Shortly thereafter, the spinning machines of the Industrial Revolution liberated women from their spindles and distaffs, beginning the centuries-long process that raised even the world’s poorest people to living standards our ancestors could not have imagined. But that “great enrichment” had an unfortunate side effect. Textile abundance erased our memories of women’s historic contributions to one of humanity’s most important endeavors. It turned industry into entertainment. “In the West,” Dr. Harlow wrote, “the production of textiles has moved from being a fundamental, indeed essential, part of the industrial economy to a predominantly female craft activity.”

For evidence of that profound amnesia we need look no further than the leather-clad Amazons of Hollywood’s Wonder Woman movies. They live in a world where the only textiles are patternless indicators of inferior spectator status.

In ancient Greece, by contrast, weaving was one of the culture’s defining practices, celebrated in ritual and art.

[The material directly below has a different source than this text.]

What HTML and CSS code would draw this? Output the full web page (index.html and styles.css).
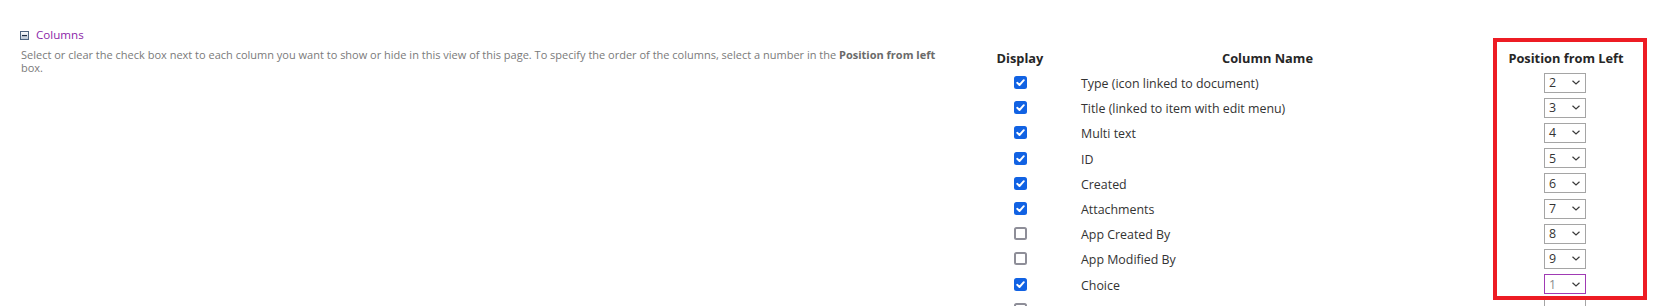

Twenty-seven passages in Homer refer to it, including the famous story of Penelope warding off her suitors by weaving and unweaving the funeral cloth she is making for Laertes. Plato’s “Statesman” analogizes the ideal ruler to a weaver, uniting courageous and moderate citizens as the loom joins the strong warp and soft weft.

In the Wonder Woman movies’ supposedly feminist mythology, one deity is strikingly absent. She is Athena, the giver of ships and of looms, the “weaver” of plans with Odysseus, the clever goddess of useful craft. The Greeks called her domain “techne,” a word that shares a root with both technology and textile.

When we slight her gifts, we miss women’s vital contributions to the richly interwoven fabric of civilization.